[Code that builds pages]
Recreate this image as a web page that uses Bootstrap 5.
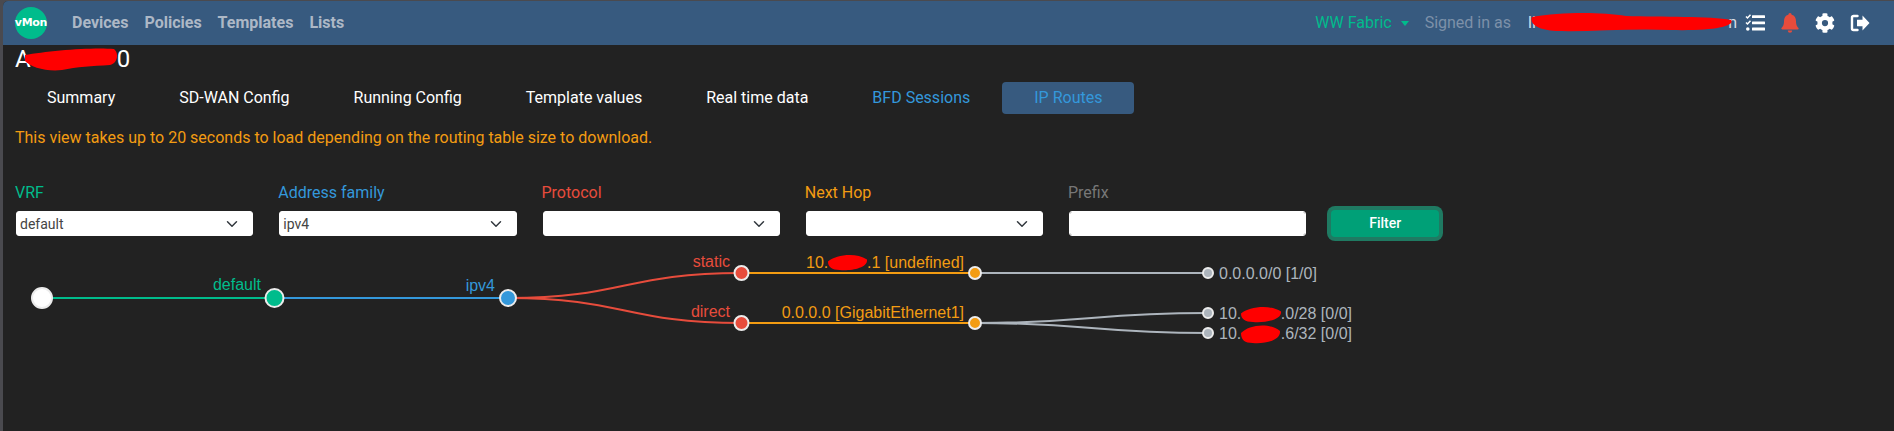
<!DOCTYPE html>
<html lang="en">
<head>
  <meta charset="UTF-8">
  <title>vMon - IP Routes</title>
  <link href="https://cdn.jsdelivr.net/npm/bootstrap@5.3.0/dist/css/bootstrap.min.css" rel="stylesheet">
  <style>
    html, body { height: 100%; }
    body {
      background-color: #4a4a4f;
      font-family: Roboto, "Liberation Sans", sans-serif;
      font-size: 16px;
      padding: 1px 0 0 3px;
      overflow: hidden;
    }
    .app-shell {
      background-color: #222;
      height: 100%;
      border-top-left-radius: 5px;
      overflow: hidden;
      color: #fff;
    }
    .top-bar {
      height: 44px;
      background-color: #375a7f;
      padding: 0 24px 0 12px;
    }
    .logo-dot {
      width: 32px;
      height: 32px;
      flex: none;
      border-radius: 50%;
      background-color: #00bc8c;
      color: #fff;
      font-family: "DejaVu Sans", sans-serif;
      font-size: 11px;
      font-weight: 700;
      letter-spacing: -.3px;
      margin-right: 25px;
    }
    .top-link {
      color: #adb8c6;
      font-size: 16px;
      font-weight: 700;
      margin-right: 16px;
      text-decoration: none;
    }
    .fabric-pick { color: #00bc8c; margin-right: 16px; }
    .fabric-caret {
      display: inline-block;
      border-top: 5px solid #00bc8c;
      border-left: 4px solid transparent;
      border-right: 4px solid transparent;
      margin-left: 9px;
      vertical-align: middle;
    }
    .signed-label { color: #7d91a9; margin-right: 17px; }
    .user-mail {
      width: 209px;
      height: 24px;
      color: #d8dee6;
      line-height: 24px;
      position: relative;
      margin-right: -7px;
    }
    .user-mail .mail-end { position: absolute; right: 0; top: 0; }
    .mail-blot { position: absolute; left: 3px; top: 0; }
    .bar-icon { width: 20px; height: 20px; margin-left: 15px; display: block; flex: none; }
    .page-title {
      font-size: 24px;
      line-height: 29px;
      margin: 0 0 0 12px;
      position: relative;
      display: flex;
    }
    .title-gap { width: 86px; }
    .title-blot { position: absolute; left: 7px; top: 2px; }
    .tab-row { margin: 8px 0 0 0; padding-left: 12px; }
    .tab-link {
      color: #fff;
      line-height: 24px;
      padding: 4px 32px;
      border-radius: 4px;
      text-decoration: none;
    }
    .tab-link.tab-blue { color: #3498db; }
    .tab-link.tab-on { background-color: #375a7f; color: #3498db; }
    .load-note { color: #f39c12; line-height: 24px; margin: 12px 0 0 12px; }
    .filter-row { margin: 31px 0 0 13px; gap: 26px; align-items: flex-end; }
    .filter-col { width: 237.250px; }
    .filter-col label { line-height: 24px; display: block; margin-bottom: 6px; margin-left: -1px; }
    .filter-col .form-select, .filter-col .form-control {
      height: 25px;
      min-height: 25px;
      font-size: 14px;
      line-height: 20px;
      padding: 0 24px 0 3px;
      border: 1px solid #fff;
      border-radius: 3px;
      color: #444;
      background-color: #fff;
    }
    .lbl-vrf { color: #00bc8c; }
    .lbl-af { color: #3498db; }
    .lbl-proto { color: #e74c3c; }
    .lbl-hop { color: #f39c12; }
    .lbl-prefix { color: #777; }
    .filter-btn {
      width: 108px;
      height: 27px;
      padding: 0;
      margin: 0 0 -1px -1px;
      font-size: 14px;
      font-weight: 500;
      color: #fff;
      background-color: #00a077;
      border: 0;
      border-radius: 4px;
      box-shadow: 0 0 0 4px #1f7a62;
    }
    .route-tree { display: block; margin-top: 4px; }
    .route-tree text { font-family: "Liberation Sans", Arial, sans-serif; font-size: 16px; }
  </style>
</head>
<body>

<div class="app-shell">
  <nav class="top-bar d-flex align-items-center">
    <div class="logo-dot d-flex align-items-center justify-content-center">vMon</div>
    <a class="top-link" href="#">Devices</a>
    <a class="top-link" href="#">Policies</a>
    <a class="top-link" href="#">Templates</a>
    <a class="top-link" href="#">Lists</a>
    <div class="ms-auto d-flex align-items-center">
      <div class="fabric-pick">WW Fabric<span class="fabric-caret"></span></div>
      <div class="signed-label">Signed in as</div>
      <div class="user-mail">
        <span>li</span><span class="mail-end">n</span>
        <svg class="mail-blot" width="204" height="22" viewBox="0 0 204 22"><path d="M1 6 C30 1 70 1 95 5 C130 6 180 5 200 9 C204 15 185 20 140 19 C100 17 60 21 25 20 C6 19 -2 12 1 6Z" fill="#f00"/></svg>
      </div>
      <svg class="bar-icon" viewBox="0 0 20 20" fill="#fff"><path d="M1 3.500 2.500 5 5.500 1.800" fill="none" stroke="#fff" stroke-width="1.500"/><path d="M1 9.500 2.500 11 5.500 7.800" fill="none" stroke="#fff" stroke-width="1.500"/><circle cx="2.800" cy="16" r="1.800"/><rect x="7" y="2.300" width="13" height="2.800" rx=".5"/><rect x="7" y="8.400" width="13" height="2.800" rx=".5"/><rect x="7" y="14.600" width="13" height="2.800" rx=".5"/></svg>
      <svg class="bar-icon" viewBox="0 0 20 20" fill="#e74c3c"><path d="M10 0a1.600 1.600 0 0 1 1.600 1.700C14.700 2.400 16 5 16 8c0 4.500 1.300 5.500 2.500 7 .4.700 0 1.500-.8 1.500H2.300c-.8 0-1.200-.8-.8-1.500C2.700 13.500 4 12.500 4 8c0-3 1.300-5.600 4.400-6.300A1.600 1.600 0 0 1 10 0Z"/><path d="M7.800 17.500h4.400a2.200 2.200 0 0 1-4.400 0Z"/></svg>
      <svg class="bar-icon" viewBox="0 0 512 512" fill="#fff"><path fill-rule="evenodd" d="M487 316l-43-25a195 195 0 0 0 0-70l43-25c5-3 7-9 5-14-11-36-30-68-55-95-4-4-10-5-15-2l-43 25a192 192 0 0 0-60-35V25c0-6-4-11-9-12-37-8-75-8-110 0-6 1-10 6-10 12v50a198 198 0 0 0-60 35l-43-25c-5-3-11-2-15 2-25 27-44 59-55 95-2 5 0 11 5 14l43 25a195 195 0 0 0 0 70l-43 25c-5 3-7 9-5 14 11 36 30 68 55 95 4 4 10 5 15 2l43-25a192 192 0 0 0 60 35v50c0 6 4 11 10 12 37 8 75 8 110 0 5-1 9-6 9-12v-50a198 198 0 0 0 60-35l43 25c5 3 11 2 15-2 25-27 44-59 55-95 2-5 0-11-5-14ZM256 336a80 80 0 1 1 0-160 80 80 0 0 1 0 160Z"/></svg>
      <svg class="bar-icon" viewBox="0 0 20 20" fill="#fff"><path d="M12.500 2.500 19.500 10l-7 7.500v-4.300H7v-6.400h5.500Z"/><path d="M7.500 3H3.500A1.500 1.500 0 0 0 2 4.500v11A1.500 1.500 0 0 0 3.500 17h4" fill="none" stroke="#fff" stroke-width="2.400" stroke-linecap="round"/></svg>
    </div>
  </nav>

  <div class="page-title"><span>A</span><span class="title-gap"></span><span>0</span>
    <svg class="title-blot" width="95" height="24" viewBox="0 0 95 24"><path d="M3 8 C25 4 70 0 92 2 C97 6 96 16 88 18 C70 19 55 20 40 23 C25 25 8 20 3 14Z" fill="#f00"/></svg>
  </div>

  <div class="tab-row d-flex">
    <a class="tab-link" href="#">Summary</a>
    <a class="tab-link" href="#">SD-WAN Config</a>
    <a class="tab-link" href="#">Running Config</a>
    <a class="tab-link" href="#">Template values</a>
    <a class="tab-link" href="#">Real time data</a>
    <a class="tab-link tab-blue" href="#">BFD Sessions</a>
    <a class="tab-link tab-on" href="#">IP Routes</a>
  </div>

  <div class="load-note">This view takes up to 20 seconds to load depending on the routing table size to download.</div>

  <div class="filter-row d-flex">
    <div class="filter-col"><label class="lbl-vrf">VRF</label><select class="form-select"><option>default</option></select></div>
    <div class="filter-col"><label class="lbl-af">Address family</label><select class="form-select"><option>ipv4</option></select></div>
    <div class="filter-col"><label class="lbl-proto">Protocol</label><select class="form-select"><option></option></select></div>
    <div class="filter-col"><label class="lbl-hop">Next Hop</label><select class="form-select"><option></option></select></div>
    <div class="filter-col"><label class="lbl-prefix">Prefix</label><input class="form-control" type="text"></div>
    <button class="filter-btn btn" type="button">Filter</button>
  </div>

  <svg class="route-tree" width="1400" height="130"></svg>
</div>

<script>
// route tree from data, coordinates are page px, shifted to the svg origin
const svg = document.querySelector('.route-tree');
const NS = 'http://www.w3.org/2000/svg';
const box = svg.getBoundingClientRect();
const ox = box.left, oy = box.top;

function add(tag, attrs, txt) {
  const el = document.createElementNS(NS, tag);
  for (const k in attrs) el.setAttribute(k, attrs[k]);
  if (txt) el.textContent = txt;
  svg.appendChild(el);
}
function link(x1, y1, x2, y2, color) {
  const mx = (x1 + x2) / 2 - ox;
  add('path', { d: `M${x1 - ox} ${y1 - oy} C${mx} ${y1 - oy} ${mx} ${y2 - oy} ${x2 - ox} ${y2 - oy}`, fill: 'none', stroke: color, 'stroke-width': 2 });
}
function node(x, y, r, color) {
  add('circle', { cx: x - ox, cy: y - oy, r: r, fill: color, stroke: '#ececec', 'stroke-width': 2 });
}
function label(x, y, txt, color, anchor) {
  add('text', { x: x - ox, y: y - oy, fill: color, 'text-anchor': anchor || 'end' }, txt);
}
function blot(x, y, w, h) {
  // wobbly red marker stroke over masked parts of the address
  const x2 = x + w, y2 = y + h, my = y + h / 2;
  add('path', { d: `M${x - ox} ${my - oy} C${x + w * .2 - ox} ${y - oy + 2} ${x + w * .7 - ox} ${y - oy - 1} ${x2 - ox} ${my - oy - 2} C${x2 - ox + 1} ${y2 - oy - 2} ${x + w * .6 - ox} ${y2 - oy + 1} ${x + w * .3 - ox} ${y2 - oy} C${x + w * .1 - ox} ${y2 - oy} ${x - ox} ${y2 - oy - 3} ${x - ox} ${my - oy}Z`, fill: '#f00' });
}

const links = [
  [42, 298, 274.500, 298, '#00bc8c'],
  [274.500, 298, 508, 298, '#3498db'],
  [508, 298, 741.500, 273, '#e74c3c'],
  [508, 298, 741.500, 323, '#e74c3c'],
  [741.500, 273, 975, 273, '#f39c12'],
  [741.500, 323, 975, 323, '#f39c12'],
  [975, 273, 1208, 273, '#adb5bd'],
  [975, 323, 1208, 313, '#adb5bd'],
  [975, 323, 1208, 333, '#adb5bd']
];
links.forEach(l => link(...l));

const nodes = [
  [42, 298, 10, '#fff'],
  [274.500, 298, 9, '#00bc8c'],
  [508, 298, 8, '#3498db'],
  [741.500, 273, 7, '#e74c3c'],
  [741.500, 323, 7, '#e74c3c'],
  [975, 273, 6, '#f39c12'],
  [975, 323, 6, '#f39c12'],
  [1208, 273, 5, '#adb5bd'],
  [1208, 313, 5, '#adb5bd'],
  [1208, 333, 5, '#adb5bd']
];
nodes.forEach(n => node(...n));

label(261, 290, 'default', '#00bc8c');
label(495, 291, 'ipv4', '#3498db');
label(730, 267, 'static', '#e74c3c');
label(730, 317, 'direct', '#e74c3c');
label(806, 268, '10.', '#f39c12', 'start');
label(964, 268, '.1 [undefined]', '#f39c12');
label(964, 318, '0.0.0.0 [GigabitEthernet1]', '#f39c12');
label(1219, 279, '0.0.0.0/0 [1/0]', '#adb5bd', 'start');
label(1219, 319, '10.', '#adb5bd', 'start');
label(1352, 319, '.0/28 [0/0]', '#adb5bd');
label(1219, 339, '10.', '#adb5bd', 'start');
label(1352, 339, '.6/32 [0/0]', '#adb5bd');

blot(828, 253, 39, 17);
blot(1241, 305, 40, 17);
blot(1241, 323, 39, 20);
</script>

</body>
</html>
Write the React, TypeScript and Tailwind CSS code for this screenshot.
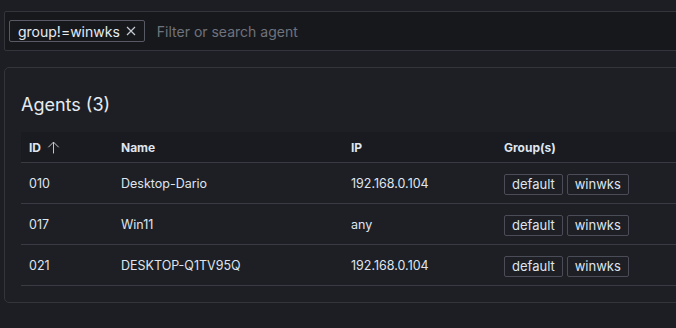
import React from "react";

const agents = [
  { id: "010", name: "Desktop-Dario", ip: "192.168.0.104", groups: ["default", "winwks"] },
  { id: "017", name: "Win11", ip: "any", groups: ["default", "winwks"] },
  { id: "021", name: "DESKTOP-Q1TV95Q", ip: "192.168.0.104", groups: ["default", "winwks"] },
];

const Badge = ({ label }: { label: string }) => (
  <span className="inline-flex h-[21px] items-center rounded-[2px] border border-[#4a4d57] px-[7px] text-[13px] leading-none text-[#dfe5ef]">
    {label}
  </span>
);

export default function App() {
  return (
    <div
      className="h-[328px] w-[676px] overflow-hidden bg-[#1d1e23] pt-[11px] pl-[4px]"
      style={{ fontFamily: "Inter, 'Noto Sans', sans-serif" }}
    >
      {/* search bar */}
      <div className="flex h-[40px] w-[700px] items-center gap-[12px] rounded-[2px] border border-[#33353d] bg-[#17181c] pl-[4px]">
        <span className="flex h-[22px] items-center gap-[6px] rounded-[2px] border border-[#575a64] px-[8px] text-[14px] text-[#e6ebf2]">
          group!=winwks
          <svg width="10" height="10" viewBox="0 0 10 10" className="text-[#c5cad3]">
            <path d="M1 1 L9 9 M9 1 L1 9" stroke="currentColor" strokeWidth="1.2" />
          </svg>
        </span>
        <span className="text-[14px] text-[#6f737d]">Filter or search agent</span>
      </div>

      {/* agents panel */}
      <div className="mt-[16px] h-[236px] w-[700px] rounded-[5px] border border-[#33353d] bg-[#1e1f24] pl-[16px] pt-[24px]">
        <h2 className="text-[18px] leading-[26px] text-[#e6ebf2]">Agents (3)</h2>
        <table className="mt-[14px] w-full border-collapse text-left">
          <thead>
            <tr className="h-[30px] border-b border-[#393b44] bg-[#1a1b20] text-[12px] font-bold text-[#dfe5ef]">
              <th className="w-[100px] pl-[8px] pt-[2px] font-bold">
                <span className="inline-flex items-center gap-[6px]">
                  ID
                  <svg width="13" height="13" viewBox="0 0 12 12" className="text-[#c5cad3]">
                    <path d="M6 11.5 V1 M1.2 5.8 L6 1 L10.8 5.8" fill="none" stroke="currentColor" strokeWidth="0.9" />
                  </svg>
                </span>
              </th>
              <th className="w-[230px] pt-[2px] font-bold">Name</th>
              <th className="w-[153px] pt-[2px] font-bold">IP</th>
              <th className="pt-[2px] font-bold">Group(s)</th>
            </tr>
          </thead>
          <tbody>
            {agents.map((a) => (
              <tr key={a.id} className="h-[41px] border-b border-[#393b44] text-[12.5px] text-[#dfe5ef]">
                <td className="pl-[8px] pt-[3px]">{a.id}</td>
                <td className="pt-[3px]">{a.name}</td>
                <td className="pt-[3px]">{a.ip}</td>
                <td className="pt-[3px]">
                  <div className="flex gap-[4px]">
                    {a.groups.map((g) => (
                      <Badge key={g} label={g} />
                    ))}
                  </div>
                </td>
              </tr>
            ))}
          </tbody>
        </table>
      </div>
    </div>
  );
}
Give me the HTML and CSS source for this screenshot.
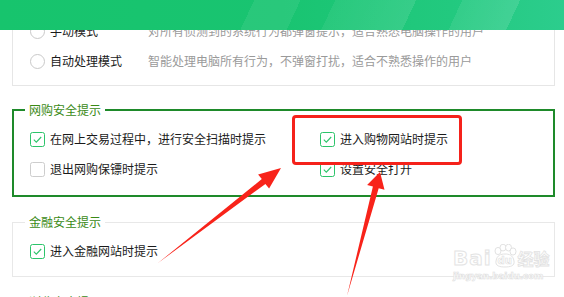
FILE: index.html
```html
<!DOCTYPE html>
<html lang="zh-CN">
<head>
<meta charset="utf-8">
<title>安全提示设置</title>
<link rel="stylesheet" href="styles.css">
</head>
<body>
<div class="page">
  <header class="topbar"></header>
  <main class="content">
    <section class="panel panel-modes">
      <div class="mode-row">
        <span class="radio"></span>
        <span class="mode-name">手动模式</span>
        <span class="mode-desc">对所有侦测到的系统行为都弹窗提示，适合熟悉电脑操作的用户</span>
      </div>
      <div class="mode-row">
        <span class="radio"></span>
        <span class="mode-name">自动处理模式</span>
        <span class="mode-desc">智能处理电脑所有行为，不弹窗打扰，适合不熟悉操作的用户</span>
      </div>
    </section>

    <fieldset class="group group-active">
      <legend>网购安全提示</legend>
      <div class="opts opts-two">
        <label class="opt"><span class="cb on"><svg viewBox="0 0 15 15"><rect x="0.5" y="0.5" width="14" height="14" rx="2"/><polyline points="3.8,7.6 6.3,10.1 11.2,5"/></svg></span>在网上交易过程中，进行安全扫描时提示</label>
        <label class="opt"><span class="cb on"><svg viewBox="0 0 15 15"><rect x="0.5" y="0.5" width="14" height="14" rx="2"/><polyline points="3.8,7.6 6.3,10.1 11.2,5"/></svg></span>进入购物网站时提示</label>
        <label class="opt"><span class="cb"><svg viewBox="0 0 15 15"><rect x="0.5" y="0.5" width="14" height="14" rx="2"/></svg></span>退出网购保镖时提示</label>
        <label class="opt"><span class="cb on"><svg viewBox="0 0 15 15"><rect x="0.5" y="0.5" width="14" height="14" rx="2"/><polyline points="3.8,7.6 6.3,10.1 11.2,5"/></svg></span>设置安全打开</label>
      </div>
    </fieldset>

    <fieldset class="group">
      <legend>金融安全提示</legend>
      <div class="opts">
        <label class="opt"><span class="cb on"><svg viewBox="0 0 15 15"><rect x="0.5" y="0.5" width="14" height="14" rx="2"/><polyline points="3.8,7.6 6.3,10.1 11.2,5"/></svg></span>进入金融网站时提示</label>
      </div>
    </fieldset>

    <fieldset class="group">
      <legend>浏览安全提示</legend>
      <div class="opts">
        <label class="opt"><span class="cb on"><svg viewBox="0 0 15 15"><rect x="0.5" y="0.5" width="14" height="14" rx="2"/><polyline points="3.8,7.6 6.3,10.1 11.2,5"/></svg></span>进入网站时提示</label>
      </div>
    </fieldset>
  </main>

  <div class="highlight"></div>

  <svg class="arrows" viewBox="0 0 564 297" width="564" height="297">
    <polygon points="158,263 261.8,179.1 258.1,174.4 281,168 269.1,188.6 265.4,183.9"/>
    <polygon points="347,296 372.9,186.6 367.1,185 380,172 384.5,189.8 378.7,188.2"/>
  </svg>

  <div class="watermark">
    <div class="wm-top">
      <span class="wm-bai">Bai</span>
      <span class="wm-paw">
        <svg viewBox="0 0 26 24" width="26" height="24">
          <ellipse cx="6" cy="7" rx="3" ry="3.6"/>
          <ellipse cx="11" cy="3.6" rx="3" ry="3.4"/>
          <ellipse cx="16.5" cy="3.6" rx="3" ry="3.4"/>
          <ellipse cx="21" cy="7.5" rx="3" ry="3.6"/>
          <path d="M4 17 C5 11 9 10 13 10 C17 10 21 11 22 17 C23 22 18 23 13 23 C8 23 3 22 4 17 Z"/>
        </svg>
        <span class="wm-du">du</span>
      </span>
      <span class="wm-jy">经验</span>
    </div>
    <div class="wm-url">jingyan.baidu.com</div>
  </div>
</div>
</body>
</html>
```

FILE: styles.css
```css
* { box-sizing: border-box; }

html, body {
  margin: 0;
  padding: 0;
  background: #ffffff;
}

body {
  font-family: "Noto Sans CJK SC", "Noto Sans", sans-serif;
  font-size: 12px;
  color: #222;
  overflow: hidden;
}

.page {
  position: relative;
  width: 564px;
  height: 297px;
  overflow: hidden;
}

.topbar {
  position: absolute;
  top: 0;
  left: 0;
  width: 564px;
  height: 30px;
  z-index: 5;
  background:
    linear-gradient(115deg, rgba(255,255,255,0) 0%, rgba(255,255,255,0) 44%, rgba(255,255,255,0.07) 44%, rgba(255,255,255,0.07) 52%, rgba(255,255,255,0) 52%, rgba(255,255,255,0) 58%, rgba(255,255,255,0.06) 58%, rgba(255,255,255,0.10) 72%, rgba(255,255,255,0) 72%, rgba(255,255,255,0) 80%, rgba(255,255,255,0.08) 80%, rgba(255,255,255,0.12) 90%, rgba(255,255,255,0) 90%),
    linear-gradient(90deg, #17c46d 0%, #19c471 50%, #22c97f 80%, #2ccd8d 100%);
}

.content {
  padding: 0 9px 0 12px;
  display: flex;
  flex-direction: column;
}

.panel {
  border: 1px solid #e6e6e6;
  padding: 15px 0 9px 17px;
  display: flex;
  flex-direction: column;
}

.mode-row {
  height: 30px;
  display: flex;
  align-items: center;
  line-height: 16px;
}

.radio {
  width: 15px;
  height: 15px;
  border: 1px solid #c9c9c9;
  border-radius: 50%;
  background: #fff;
  margin-right: 5px;
  flex: none;
}

.mode-name {
  width: 98px;
  color: #1a1a1a;
  flex: none;
}

.mode-desc {
  color: #9a9a9a;
  white-space: nowrap;
}

.group {
  margin: 16px 0 0 0;
  min-width: 0;
  border: 1px solid #e8e8e8;
  padding: 6px 0 10px 12px;
}

.group + .group { margin-top: 17px; }

.group-active {
  border: 2px solid #1e8a2a;
  padding-left: 11px;
  padding-bottom: 11px;
}

.group legend {
  padding: 0 4px;
  line-height: 16px;
  font-size: 12px;
  color: #3a8a16;
}

.opts {
  padding-left: 5px;
  display: grid;
  grid-template-columns: 1fr;
}

.opts-two {
  grid-template-columns: 290px 1fr;
}

.opt {
  height: 30px;
  display: flex;
  align-items: center;
  line-height: 16px;
  color: #1a1a1a;
  white-space: nowrap;
}

.cb {
  width: 15px;
  height: 15px;
  margin-right: 5px;
  flex: none;
  display: block;
}

.cb svg {
  display: block;
  width: 15px;
  height: 15px;
}

.cb rect {
  fill: #fff;
  stroke: #cdcdcd;
  stroke-width: 1;
}

.cb.on rect { stroke: #2cc46a; }

.cb polyline {
  fill: none;
  stroke: #2cc46a;
  stroke-width: 1.1;
}

.highlight {
  position: absolute;
  left: 292px;
  top: 115px;
  width: 170px;
  height: 50px;
  border: 3px solid #f5221b;
  border-radius: 4px;
  z-index: 3;
}

.arrows {
  position: absolute;
  left: 0;
  top: 0;
  z-index: 4;
}

.arrows polygon { fill: #f8231a; }

.watermark {
  position: absolute;
  left: 453px;
  top: 238px;
  z-index: 2;
  color: #fff;
  display: flex;
  flex-direction: column;
  align-items: flex-start;
  font-family: "DejaVu Sans", sans-serif;
}

.wm-top {
  display: flex;
  align-items: flex-end;
  height: 30px;
}

.wm-bai {
  font-size: 20px;
  font-weight: bold;
  line-height: 20px;
  color: #fff;
  -webkit-text-stroke: 1px #e4e4e4;
  letter-spacing: 1px;
}

.wm-paw {
  position: relative;
  width: 26px;
  height: 26px;
  display: flex;
  align-items: flex-end;
  justify-content: center;
}

.wm-paw svg { position: absolute; left: 0; bottom: 0; }

.wm-paw ellipse, .wm-paw path {
  fill: #fff;
  stroke: #e2e2e2;
  stroke-width: 1;
}

.wm-du {
  position: relative;
  font-size: 10px;
  font-weight: bold;
  line-height: 12px;
  color: #fff;
  -webkit-text-stroke: 0.6px #dcdcdc;
  margin-bottom: 1px;
}

.wm-jy {
  font-family: "Noto Sans CJK SC", sans-serif;
  font-size: 16px;
  line-height: 20px;
  font-weight: bold;
  color: #fff;
  -webkit-text-stroke: 0.8px #e2e2e2;
}

.wm-url {
  font-size: 9px;
  line-height: 13px;
  color: #fff;
  -webkit-text-stroke: 0.6px #dedede;
  font-weight: bold;
  letter-spacing: -0.2px;
  white-space: nowrap;
  margin-top: 2px;
}
```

## Written problem
Write out every line from the entries where "screenshot" appears.

## Exercise answer
Write the React, TypeScript and Tailwind CSS code for this screenshot.
Give me the HTML and CSS source for this screenshot.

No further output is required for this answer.